Recommendations and Next Steps
The first step in developing a response to a specific crime-conflict nexus is understanding the situational and institutional relationships between the OCGs and the conflict actors. How deep are the connections? What kind of illicit activities are they involved in? How do local communities perceive that activity and the groups relationship to it? What is the relationship between the groups and local communities? One of the most important things a state’s response must account for is the degree to which a local community depends on the illicit economy or an illicit commodity in particular. For instance, state’s may look to take a hardline approach to drug trafficking due to its frequent intersection with violent extremism. However, a hardline legalist approach that fails to provide economic alternatives for local communities that may depend on it to make a living (such as some rural Afghan communities with Opium cultivation), will leave those communities continuously vulnerable to exploitation by violent extremists and other groups participating in the illicit economy.
The disadvantages of such an approach can be observed with Sahelian efforts to counter motorbike trafficking, with motorbikes emerging as an essential commodity for VEOs in the region. Bans and curfew policies from Sahelian states have proved more disadvantageous for everyday citizens than for VEOs and have, in some cases, facilitated recruitment for VEOs. The same can also be said to state approaches to artisanal gold mining, in which VEOs acting as de facto guarantors of local community prospecting has led to greater support for groups like JNIM, as states crackdowns on gold mining has allowed JNIM to position themselves as protectors of and providers of economic opportunities.
Ultimately, responses must be even more sensitive to local feelings than the approaches taken by VEOs themselves. A ban or curfew on motorbikes for instance, will be, and has been, counter-productive. Interventions targeting popular illicit activities like artisanal gold-mining will pose different challenges than interventions targeting KFR, and require different solutions. As one report noted, state crackdowns on gold mining “has frequently proved counterproductive and played into JNIM’s governance narratives, where the group positions itself as a provider of economic opportunities, and a ‘gatekeeper’ enabling access to resources forbidden by the state.” Instead, states ought to prioritize service provision and economic opportunities, so they can outcompete with VEOs for legitimacy and separate civilians from the crime-terror nexus as much as possible.

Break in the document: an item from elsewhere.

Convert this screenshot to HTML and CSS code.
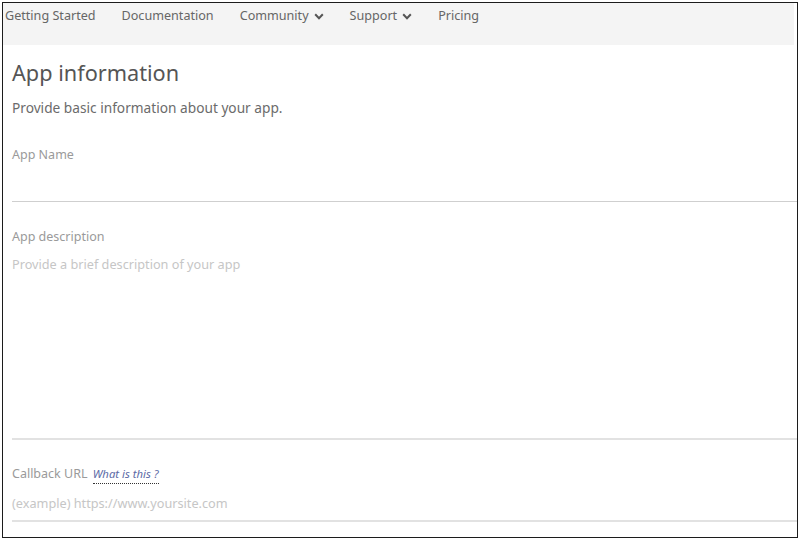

The importance of civilian attitudes to this nexus is illustrated by how territory changes VEO behavior. The status of a territory in relation to the group (whether they control it or whether they are infiltrating the territory) affects their relationship to illicit activities like livestock theft and KFR. In areas they are infiltrating JNIM may generate revenue directly through the looting of livestock, however in areas they control, they adopt a fairer governance based approach that is more likely to be supported by local communities. Similarly, KFR was unpopular in areas that JNIM controlled, seeing it as a problem for sustaining local legitimacy. Understanding the importance of local support, when issues of funding and issues of legitimacy conflict, VEOs like JNIM tend to care more about legitimacy. States ought to similarly center local attitudes in their response to the crime-terror nexus, by emphasizing local well-being and sustainability in their responses.
The strategic demand to center local communities in state responses should not preclude security or legalist approaches where they make sense. Getting this balance right requires an understanding of local communities and their relationship to the illicit economy just as much as it requires an understanding of the VEOs or OCGs. First and foremost, responses to the crime-conflict nexus must be contextual. They must understand the difference between illicit networks that are considered legitimate by local communities and those that only benefit a small number of figures within VEOs and TCNs. In addition, responses must have solutions for providing alternative economic opportunities.